WASHINGTON, DC / AGILITYPR.NEWS / March 14, 2023 / The National Medical Association (NMA) is hosting its annual National Colloquium on African American Health, March 24-27, 2023, in Washington, DC, under the theme, Accelerating the March Toward Health Equity.
Tackling the challenge of providing access to distressed communities in the United States, the insightful panel discussion, Advancing Health Equity Through Philanthropy, will showcase the changing landscape of philanthropy. Moderated by 123rd NMA President, Garfield A. Clunie, MD., panelists will highlight changes in corporate philanthropic initiatives to connect under-invested communities to needed health resources. Participants will also learn of new models of intentional, community-targeted funding collaboratives like the Chan Zuckerberg Initiative in San Mateo, California, from Vice President of Diversity, Equity and Inclusion, Belinda Stubblefield who will share the collaborative approach in connecting technology, education, and philanthropy to affect generational change in a community.

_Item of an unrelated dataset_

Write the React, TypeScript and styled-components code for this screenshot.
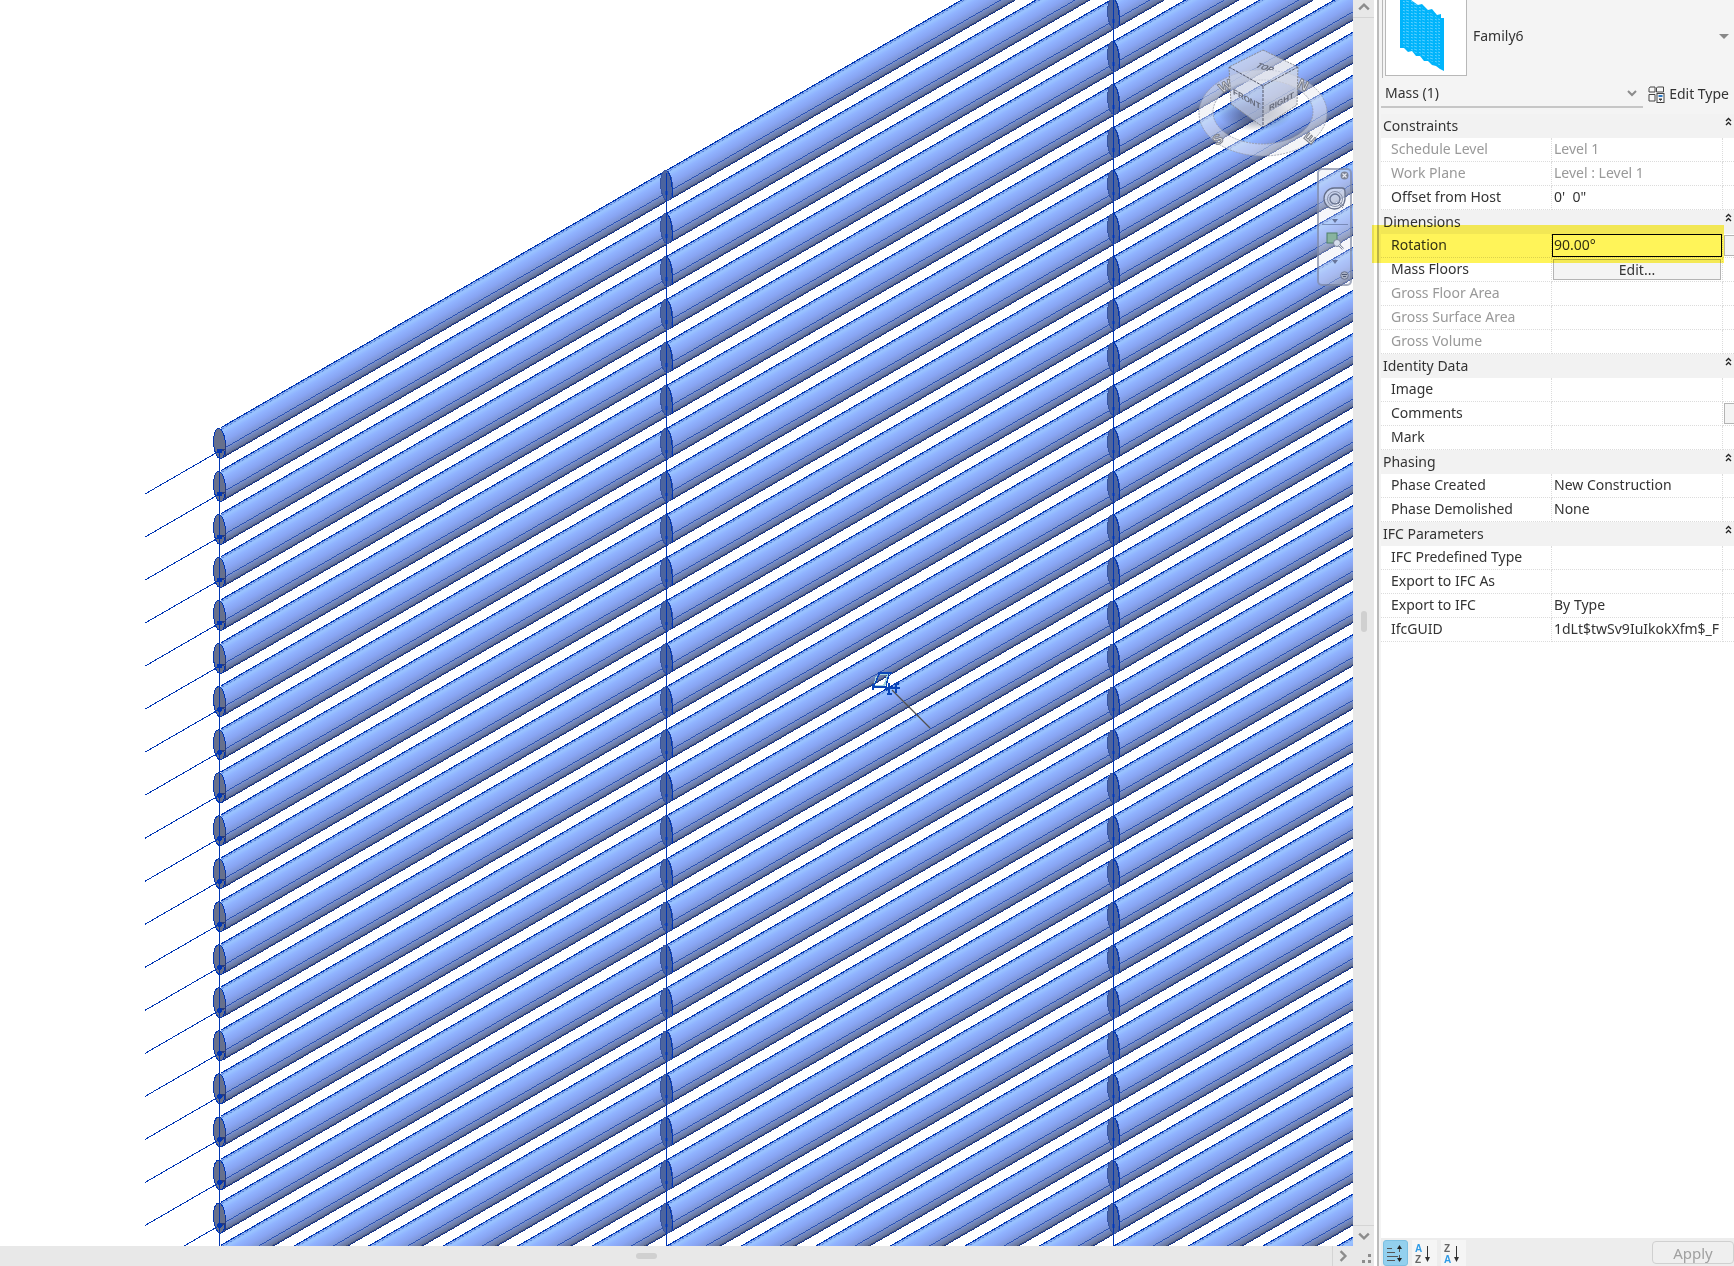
import React from "react";
import styled, { createGlobalStyle, css } from "styled-components";

const Global = createGlobalStyle`
  * { box-sizing: border-box; }
  body { margin: 0; background: #fff; }
  button, input, select { font: inherit; color: inherit; margin: 0; }
`;

const PITCH = 43.03;
const BAY = 447;
const RISE = 258;
const ORIGIN = { x: 219.5, y: 451 };
const INK = "#0036b4";

const Window = styled.div`
  display: flex;
  height: 100vh;
  overflow: hidden;
  background: #fff;
  color: #333;
  font-family: "Noto Sans", "Open Sans", sans-serif;
  font-size: 14px;
  line-height: 20px;
`;

const Workspace = styled.main`
  flex: 1;
  min-width: 0;
  display: grid;
  grid-template-columns: minmax(0, 1fr) 21px;
  grid-template-rows: minmax(0, 1fr) 20px;
`;

const Canvas = styled.section`
  position: relative;
  overflow: hidden;
  background: #fff;
`;

const Drawing = styled.svg`
  display: block;
  width: 100%;
  height: 100%;
`;

const CubeOverlay = styled.svg`
  position: absolute;
  top: 45px;
  right: 22px;
  width: 136px;
  height: 115px;
  font-family: "Liberation Sans", sans-serif;
`;

const NavBar = styled.nav`
  position: absolute;
  top: 168px;
  right: 1px;
  width: 35px;
  height: 118px;
  display: flex;
  flex-direction: column;
  align-items: center;
  border: 2px solid rgba(110, 120, 150, 0.6);
  border-radius: 5px;
  background: rgba(225, 230, 242, 0.35);
`;

const NavButton = styled.button<{ $h: number; $end?: boolean }>`
  display: flex;
  align-items: center;
  justify-content: center;
  align-self: ${(p) => (p.$end ? "flex-end" : "center")};
  height: ${(p) => p.$h}px;
  padding: 0 ${(p) => (p.$end ? 1 : 2)}px;
  border: 0;
  background: none;
`;

const NavRule = styled.div`
  width: 26px;
  height: 1px;
  background: rgba(90, 105, 145, 0.6);
`;

const ScrollColumn = styled.div`
  display: flex;
  flex-direction: column;
  justify-content: space-between;
  align-items: center;
  background: #e8e8e8;
`;

const ScrollRow = styled.div`
  display: flex;
  align-items: center;
  background: #e8e8e8;
`;

const ScrollTrack = styled.div`
  flex: 1;
  padding-left: 47%;
`;

const ScrollButton = styled.button<{ $edge: "top" | "bottom" | "right" }>`
  display: flex;
  align-items: center;
  justify-content: center;
  padding: 0;
  background: #e8e8e8;
  border: 0 solid #d4d4d4;
  width: 21px;
  height: 20px;
  ${(p) => p.$edge === "top" && css`height: 18px; border-bottom-width: 1px; padding-bottom: 4px;`}
  ${(p) => p.$edge === "bottom" && css`height: 21px; border-top-width: 1px;`}
  ${(p) => p.$edge === "right" && css`border-left-width: 1px;`}
`;

const ScrollHandle = styled.div<{ $vertical?: boolean }>`
  width: ${(p) => (p.$vertical ? 6 : 21)}px;
  height: ${(p) => (p.$vertical ? 21 : 6)}px;
  border-radius: 3px;
  background: #d0d0d0;
`;

const Corner = styled.div`
  display: flex;
  align-items: flex-end;
  justify-content: flex-end;
  padding: 3px;
  background: #e8e8e8;
`;

const Panel = styled.aside`
  width: 357px;
  display: flex;
  flex-direction: column;
  margin-left: 3px;
  border-left: 2px solid #bbb;
  padding-left: 2px;
  background: #f4f4f4;
`;

const TypeHeader = styled.header`
  display: flex;
  align-items: center;
  height: 78px;
  margin-left: 1px;
  padding: 0 5px 2px 2px;
  border-left: 1px solid #b8b8b8;
`;

const Thumb = styled.div`
  width: 82px;
  height: 76px;
  border: 1px solid #b8b8b8;
  border-top: 0;
  background: #fff;
`;

const SelectBox = styled.div<{ $underline?: boolean }>`
  flex: 1;
  display: flex;
  align-items: center;
  margin-left: ${(p) => (p.$underline ? 0 : 6)}px;
  margin-bottom: ${(p) => (p.$underline ? 0 : 4)}px;
  height: ${(p) => (p.$underline ? 28 : 32)}px;
  padding: 0 ${(p) => (p.$underline ? 6 : 0)}px 0 ${(p) => (p.$underline ? 4 : 0)}px;
  border-bottom: ${(p) => (p.$underline ? "2px solid #c6c6c6" : "0")};
`;

const Select = styled.select`
  flex: 1;
  min-width: 0;
  padding: 0;
  border: 0;
  appearance: none;
  background: transparent;
`;

const FilterRow = styled.div`
  display: flex;
  align-items: center;
  height: 36px;
  padding-bottom: 4px;
`;

const EditType = styled.button`
  display: flex;
  align-items: center;
  gap: 4px;
  padding: 0 5px;
  border: 0;
  background: none;
  white-space: nowrap;
`;

const GridArea = styled.div`
  position: relative;
  flex: 1;
  background: #fff;
`;

const Table = styled.table`
  width: 100%;
  table-layout: fixed;
  border-collapse: separate;
  border-spacing: 0;
`;

const GroupCell = styled.th`
  height: 24px;
  padding: 0 0 0 2px;
  background: #f2f2f2;
  text-align: left;
  font-weight: 400;
`;

const GroupLine = styled.div`
  display: flex;
  justify-content: space-between;
  height: 24px;
  padding-top: 2px;
`;

const Collapse = styled.button`
  display: flex;
  width: 11px;
  height: 16px;
  padding: 1px 0 0 2px;
  border: 0;
  background: none;
`;

const Cell = styled.td<{ $muted?: boolean; $name?: boolean }>`
  height: 24px;
  padding: 0 0 ${(p) => (p.$name ? 2 : 0)}px ${(p) => (p.$name ? 10 : 0)}px;
  border-bottom: 1px dotted #dcdcdc;
  border-right: 1px dotted #dcdcdc;
  color: ${(p) => (p.$muted ? "#999" : "#333")};
  white-space: nowrap;
  &:last-child { border-right: 0; padding-left: 1px; }
`;

const ValueInput = styled.input<{ $active?: boolean }>`
  display: block;
  width: 100%;
  height: 23px;
  padding: 0 0 3px 1px;
  border: 1px solid ${(p) => (p.$active ? "#000" : "transparent")};
  background: transparent;
  outline: 0;
  &:disabled { color: #999; }
`;

const EditButton = styled.button`
  display: block;
  width: calc(100% - 2px);
  height: 21px;
  margin: 0 1px;
  padding: 0;
  border: 1px solid #b4b4b4;
  background: #f4f4f4;
  line-height: 18px;
`;

const SideButton = styled.button`
  display: block;
  width: 22px;
  height: 21px;
  padding: 0;
  border: 1px solid #b4b4b4;
  background: #f4f4f4;
`;

const Marker = styled.div`
  position: absolute;
  left: -9px;
  right: 10px;
  top: 111px;
  height: 38px;
  background: #fff459;
  mix-blend-mode: multiply;
  pointer-events: none;
`;

const Footer = styled.footer`
  display: flex;
  align-items: flex-start;
  height: 28px;
  padding: 2px 0 0 2px;
  gap: 4px;
  background: #ededed;
`;

const SortButton = styled.button<{ $on?: boolean }>`
  display: flex;
  align-items: center;
  width: 25px;
  height: 26px;
  padding: 0 0 0 3px;
  border: ${(p) => (p.$on ? "1px solid #7cc0e2" : "0")};
  border-radius: ${(p) => (p.$on ? 3 : 0)}px;
  background: ${(p) => (p.$on ? "#93d0ee" : "#f5f5f5")};
`;

const Apply = styled.button`
  width: 82px;
  height: 23px;
  margin: 1px 0 0 auto;
  padding: 0;
  border: 1px solid #d0d0d0;
  border-radius: 4px;
  background: #efefef;
  font-size: 15px;
  &:disabled { color: #a0a0a0; }
`;

function Chevron({ dir, size = 10 }: { dir: "up" | "down" | "right"; size?: number }) {
  const d = { up: "M1 7 L5 3 L9 7", down: "M1 3 L5 7 L9 3", right: "M3 1 L7 5 L3 9" }[dir];
  return (
    <svg width={size} height={size} viewBox="0 0 10 10" fill="none" stroke="#8c8c8c" strokeWidth="2">
      <path d={d} />
    </svg>
  );
}

function Louvers() {
  const tubes = Array.from({ length: 40 }, (_, i) => i);
  const joints = Array.from({ length: 62 }, (_, i) => i);
  return (
    <Drawing aria-label="Mass model" shapeRendering="crispEdges">
      <defs>
        <linearGradient id="tube" x1="0" y1="0" x2="0" y2="1">
          <stop offset="0" stopColor="#7c9fe8" />
          <stop offset=".13" stopColor="#9ac4ff" />
          <stop offset=".27" stopColor="#90b3ff" />
          <stop offset=".5" stopColor="#88a4f2" />
          <stop offset=".72" stopColor="#7c94d2" />
          <stop offset="1" stopColor="#606b8a" />
        </linearGradient>
      </defs>
      {tubes.map((k) => (
        <g key={k} transform={`translate(${ORIGIN.x} ${ORIGIN.y + k * PITCH}) skewY(-30)`}>
          <rect x="1" y="-22.5" width="2600" height="31" fill="url(#tube)" />
          <path d="M1 -22.5H2600" stroke={INK} strokeWidth="1.3" />
          <path d="M2 -20.5H2600" stroke={INK} strokeWidth="1" strokeDasharray="2 2" opacity=".35" />
          <path d="M3 7.5H2600" stroke="#35456f" strokeWidth="1" opacity=".6" />
          <path d="M3 8.5H2600" stroke="#12318c" strokeWidth="1" />
          <path d="M0 0H2600" stroke="#2b54b8" strokeWidth="1" />
        </g>
      ))}
      {[1, 2, 3].map((j) => {
        const x = ORIGIN.x + j * BAY;
        const y0 = ORIGIN.y - j * RISE;
        return (
          <g key={j}>
            {joints.map((k) => {
              const y = y0 + k * PITCH;
              return (
                <g key={k}>
                  <ellipse cx={x} cy={y - 7.5} rx="6" ry="15" transform={`rotate(-4 ${x} ${y - 7.5})`} fill="#4c649f" stroke="#3553a2" />
                  <path d={`M${x + 1} ${y - 22}C${x + 5} ${y - 17} ${x + 6} ${y - 8} ${x + 6} ${y + 5}`} fill="none" stroke={INK} />
                  <circle cx={x} cy={y} r="2" fill="#2450b8" />
                </g>
              );
            })}
            <path d={`M${x} ${y0 - 20}V3000`} stroke={INK} />
          </g>
        );
      })}
      {tubes.map((k) => {
        const { x } = ORIGIN;
        const y = ORIGIN.y + k * PITCH;
        return (
          <g key={k}>
            <ellipse cx={x} cy={y - 7.5} rx="6" ry="15" transform={`rotate(-4 ${x} ${y - 7.5})`} fill="#67708c" stroke={INK} />
            <path d={`M${x} ${y + 1}L${x + 6} ${y - 2}M${x + 1} ${y - 2}H${x + 5}M${x + 6} ${y - 8}V${y + 5}`} stroke="#253a80" />
            <circle cx={x} cy={y} r="2.5" fill={INK} />
            <path d={`M${x} ${y}L${x - 74.5} ${y + 43}`} stroke={INK} />
          </g>
        );
      })}
      <path d={`M${ORIGIN.x} ${ORIGIN.y}V3000`} stroke={INK} />
      <path d="M892 690L930 728" stroke="#505050" shapeRendering="auto" strokeWidth="1.3" />
      <path d="M880 674H890M877 676L874 686H884L888 675" fill="none" stroke="#a5d5dc" strokeWidth="2" />
      <path d="M878 673H892M880 672L874 686M872 687H886L889 673M873 684V690M885 688H900M889 683V694M887 694H892M896 683V693M894 684H899M886 690L893 687" fill="none" stroke="#0a45b8" strokeWidth="1.4" />
    </Drawing>
  );
}

function ViewCube() {
  return (
    <CubeOverlay viewBox="0 0 136 115" role="img" aria-label="View cube">
      <defs>
        <radialGradient id="shade"><stop offset=".4" stopColor="#38466c" stopOpacity=".45" /><stop offset="1" stopColor="#38466c" stopOpacity="0" /></radialGradient>
      </defs>
      <path fillRule="evenodd" d="M4 68a64 43 0 1 0 128 0a64 43 0 1 0 -128 0ZM18 67a50 32 0 1 0 100 0a50 32 0 1 0 -100 0Z" fill="#e8eaf0" fillOpacity=".5" stroke="#9296a4" strokeDasharray="2 1" strokeWidth=".8" />
      <ellipse cx="60" cy="69" rx="37" ry="17" fill="url(#shade)" />
      <g fontSize="14" fontWeight="700" fill="#dcdde2" stroke="#777b86" strokeWidth=".9">
        <text x="23" y="46" transform="rotate(-28 30 40)">W</text>
        <text x="103" y="45" transform="rotate(25 109 40)">N</text>
        <text x="18" y="99" transform="rotate(-35 23 94)">S</text>
        <text x="110" y="98" transform="rotate(-50 115 93)">E</text>
      </g>
      <path d="M68 5L103 22L68 41L34 22Z" fill="#d6dbe8" fillOpacity=".66" />
      <path d="M34 22L68 41V82L36 59Z" fill="#c5cee5" fillOpacity=".68" />
      <path d="M103 22L68 41V82L102 60Z" fill="#d8dae0" fillOpacity=".72" />
      <path d="M68 5L103 22L102 60L68 82L36 59L34 22Z" fill="none" stroke="#85888f" strokeDasharray="2 1" />
      <path d="M34 22L68 41L103 22M68 41V82" fill="none" stroke="#55596a" strokeDasharray="3 1" />
      <g fontSize="8" fontWeight="700" fill="#636878">
        <text transform="translate(38 49) skewY(29)">FRONT</text>
        <text transform="translate(74 66) skewY(-29)">RIGHT</text>
        <text transform="translate(60 22) rotate(18) skewX(-30)">TOP</text>
      </g>
    </CubeOverlay>
  );
}

function DropMark() {
  return <svg width="6" height="4"><path d="M0 0H6L3 4Z" fill="#66749a" /></svg>;
}

function NavigationBar() {
  return (
    <NavBar aria-label="Navigation bar">
      <NavButton $h={10} $end aria-label="Close">
        <svg width="9" height="9"><circle cx="4.5" cy="4.5" r="4" fill="#7d8498" /><path d="M2.5 2.5L6.5 6.5M6.5 2.5L2.5 6.5" stroke="#e8ebf3" strokeWidth="1.2" /></svg>
      </NavButton>
      <NavButton $h={38} aria-label="Steering wheel">
        <svg width="24" height="24" fill="none"><path d="M11 1H19Q22 1 22 5V12A10.5 10.5 0 1 1 11 1Z" fill="#dfe5f3" fillOpacity=".65" stroke="#66708a" strokeWidth="1.3" /><circle cx="12" cy="12" r="7.5" stroke="#8891aa" /><circle cx="12" cy="12" r="5" stroke="#68738f" strokeWidth="1.3" /><path d="M15 16L20 21M16 15L21 19" stroke="#7a849d" /></svg>
      </NavButton>
      <NavButton $h={6} aria-label="Wheel options"><DropMark /></NavButton>
      <NavRule />
      <NavButton $h={32} aria-label="Zoom in region">
        <svg width="18" height="18"><rect x="1" y="1" width="10" height="10" fill="#88b39f" stroke="#4e7f68" /><circle cx="11" cy="11" r="3.5" fill="#d6deed" stroke="#79839a" /><path d="M13 13L17 17" stroke="#79839a" strokeWidth="2.4" /><path d="M13 13L17 17" stroke="#eceef4" /></svg>
      </NavButton>
      <NavButton $h={10} aria-label="Zoom options"><DropMark /></NavButton>
      <NavButton $h={16} $end aria-label="Customize">
        <svg width="9" height="9"><circle cx="4.5" cy="4.5" r="3.8" fill="#aab2c6" stroke="#6b748e" /><path d="M2 3.5H7M3 5.5H6" stroke="#4d5874" /></svg>
      </NavButton>
    </NavBar>
  );
}

function FamilyPreview() {
  return (
    <svg width="80" height="75" aria-label="Family preview">
      <defs>
        <pattern id="weave" width="4" height="3" patternUnits="userSpaceOnUse"><path d="M0 1L3 2" stroke="#58cfff" strokeWidth="1" /></pattern>
      </defs>
      <path d="M14 0H25L32 5L36 4L42 10L46 9L51 15L55 14L55 18H58V71L54 69L50 66L46 65L42 61L38 61L34 56L30 56L26 51L22 52L18 48L14 48Z" fill="#00b4fb" />
      <path d="M17 0H25L54 19V66L17 46Z" fill="url(#weave)" />
      <path d="M24 0V50M32 6V55M40 10V60M48 13V65" stroke="#00b4fb" strokeWidth="2" />
    </svg>
  );
}

type Prop = { name: string; value?: string; muted?: boolean; kind?: "edit" | "active"; side?: boolean };
const groups: { title: string; props: Prop[] }[] = [
  { title: "Constraints", props: [
    { name: "Schedule Level", value: "Level 1", muted: true },
    { name: "Work Plane", value: "Level : Level 1", muted: true },
    { name: "Offset from Host", value: "0'  0\"" },
  ] },
  { title: "Dimensions", props: [
    { name: "Rotation", value: "90.00°", kind: "active", side: true },
    { name: "Mass Floors", value: "Edit...", kind: "edit" },
    { name: "Gross Floor Area", muted: true },
    { name: "Gross Surface Area", muted: true },
    { name: "Gross Volume", muted: true },
  ] },
  { title: "Identity Data", props: [{ name: "Image" }, { name: "Comments", side: true }, { name: "Mark" }] },
  { title: "Phasing", props: [
    { name: "Phase Created", value: "New Construction" },
    { name: "Phase Demolished", value: "None" },
  ] },
  { title: "IFC Parameters", props: [
    { name: "IFC Predefined Type" },
    { name: "Export to IFC As" },
    { name: "Export to IFC", value: "By Type" },
    { name: "IfcGUID", value: "1dLt$twSv9IuIkokXfm$_F" },
  ] },
];

function PropertyRow({ prop }: { prop: Prop }) {
  const id = prop.name.replace(/\s+/g, "-").toLowerCase();
  return (
    <tr>
      <Cell $name $muted={prop.muted}><label htmlFor={id}>{prop.name}</label></Cell>
      <Cell $muted={prop.muted}>
        {prop.kind === "edit"
          ? <EditButton id={id}>{prop.value}</EditButton>
          : <ValueInput id={id} defaultValue={prop.value ?? ""} disabled={prop.muted} $active={prop.kind === "active"} />}
      </Cell>
      <Cell>{prop.side && <SideButton aria-label={`Associate ${prop.name}`} />}</Cell>
    </tr>
  );
}

function SortIcon({ top, bottom }: { top: string; bottom: string }) {
  const tone = (s: string) => (s === "A" ? "#2f9be6" : "#666");
  return (
    <svg width="18" height="25" fontFamily="Liberation Sans, sans-serif" fontSize="10" fontWeight="700">
      <text x="0" y="11" fill={tone(top)}>{top}</text>
      <text x="0" y="22" fill={tone(bottom)}>{bottom}</text>
      <path d="M12.5 5V18" stroke="#333" /><path d="M10 16H15L12.5 21Z" fill="#333" />
    </svg>
  );
}

export default function App() {
  return (
    <>
      <Global />
      <Window>
        <Workspace>
          <Canvas>
            <Louvers />
            <ViewCube />
            <NavigationBar />
          </Canvas>
          <ScrollColumn>
            <ScrollButton $edge="top" aria-label="Scroll up"><Chevron dir="up" size={12} /></ScrollButton>
            <ScrollHandle $vertical />
            <ScrollButton $edge="bottom" aria-label="Scroll down"><Chevron dir="down" size={12} /></ScrollButton>
          </ScrollColumn>
          <ScrollRow>
            <ScrollTrack><ScrollHandle /></ScrollTrack>
            <ScrollButton $edge="right" aria-label="Scroll right"><Chevron dir="right" size={12} /></ScrollButton>
          </ScrollRow>
          <Corner>
            <svg width="9" height="9" fill="#8c8c8c"><path d="M6 0H9V3H6ZM0 6H3V9H0ZM6 6H9V9H6Z" /></svg>
          </Corner>
        </Workspace>
        <Panel>
          <TypeHeader>
            <Thumb><FamilyPreview /></Thumb>
            <SelectBox>
              <Select aria-label="Type"><option>Family6</option></Select>
              <svg width="10" height="5"><path d="M0 0H10L5 5Z" fill="#888" /></svg>
            </SelectBox>
          </TypeHeader>
          <FilterRow>
            <SelectBox $underline>
              <Select aria-label="Filter"><option>Mass (1)</option></Select>
              <Chevron dir="down" />
            </SelectBox>
            <EditType>
              <svg width="17" height="17" viewBox="0 0 17 17" fill="#f7f7f7" stroke="#444">
                <path d="M2 1H7V6H1V2.5ZM9.5 1H15.5V6H8.5V2ZM1 8.5H7V15H1Z" />
                <rect x="9" y="7.5" width="7" height="9" /><rect x="11" y="9.5" width="3" height="1" stroke="#2878c8" />
                <path d="M11 13H14L12.5 14.5Z" fill="#333" />
              </svg>
              Edit Type
            </EditType>
          </FilterRow>
          <GridArea>
            <Table>
              <colgroup><col width="171" /><col /><col width="11" /></colgroup>
              {groups.map((g) => (
                <tbody key={g.title}>
                  <tr>
                    <GroupCell colSpan={3}>
                      <GroupLine>
                        {g.title}
                        <Collapse aria-label={`Collapse ${g.title}`}>
                          <svg width="7" height="9" fill="none" stroke="#222" strokeWidth="1.3"><path d="M1 4L3.5 1.5L6 4M1 8L3.5 5.5L6 8" /></svg>
                        </Collapse>
                      </GroupLine>
                    </GroupCell>
                  </tr>
                  {g.props.map((p) => <PropertyRow key={p.name} prop={p} />)}
                </tbody>
              ))}
            </Table>
            <Marker />
          </GridArea>
          <Footer>
            <SortButton $on aria-label="Default order">
              <svg width="17" height="18" stroke="#555"><path d="M0 4.5H5M0 8.5H8M0 12.5H11M0 16.5H8M12.5 3V8M12.5 11V16" /><path d="M10 5H15L12.5 1ZM10 14H15L12.5 18Z" fill="#222" stroke="none" /></svg>
            </SortButton>
            <SortButton aria-label="Sort ascending"><SortIcon top="A" bottom="Z" /></SortButton>
            <SortButton aria-label="Sort descending"><SortIcon top="Z" bottom="A" /></SortButton>
            <Apply disabled>Apply</Apply>
          </Footer>
        </Panel>
      </Window>
    </>
  );
}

Recognizing the power of music to inspire change, the Colloquium’s Health Policy Awards Dinner will honor Dr. Olajide Williams, founder & board chair and world-renowned, Doug E. Fresh, founding artist, & honorary board member of Hip Hop Public Health with the Louis Stokes Health Advocacy Award, Eric Hammond, grandson of the late Representative will join Dr. Clunie in conferring the award. Using music as the foundation of a multisensory, multilevel health education model, Hip Hop Public Health recognizes that our next generation is the key to reversing poor health outcomes for communities of color. The program creatively provides our youth the knowledge and skills to inspire health, healing and achieving health equity.
Since 1999, the health policy-focused Colloquium has trained thousands of physicians and other professional health advocates how to best advocate for health policies addressing the needs of Black communities and patients. The NMA, accredited by the Accreditation Council for Continuing Medical Education, is providing over 11 Continuing Medical Education (CME) credits for physicians’ participation in the Colloquium.
“The Colloquium is a powerhouse gathering of some of the greatest minds in health policy; it energizes our membership and provides new avenues to help our patients,” stated NMA Executive Director, Joy D. Calloway, MHSA, MBA, “it really helps us set the stage for how we will use policy to improve patient and community health outcomes.”
The Colloquium closes on Monday with attendees heading to Capitol Hill to meet with legislators and staffers on NMA’s most critical health policy issues.
The NMA promotes the collective interests of physicians and patients of African Descent. We carry out this mission by serving as the collective voice of physicians of African Descent and a leading voice for parity in medicine, elimination of health disparities and promotion of optimal health.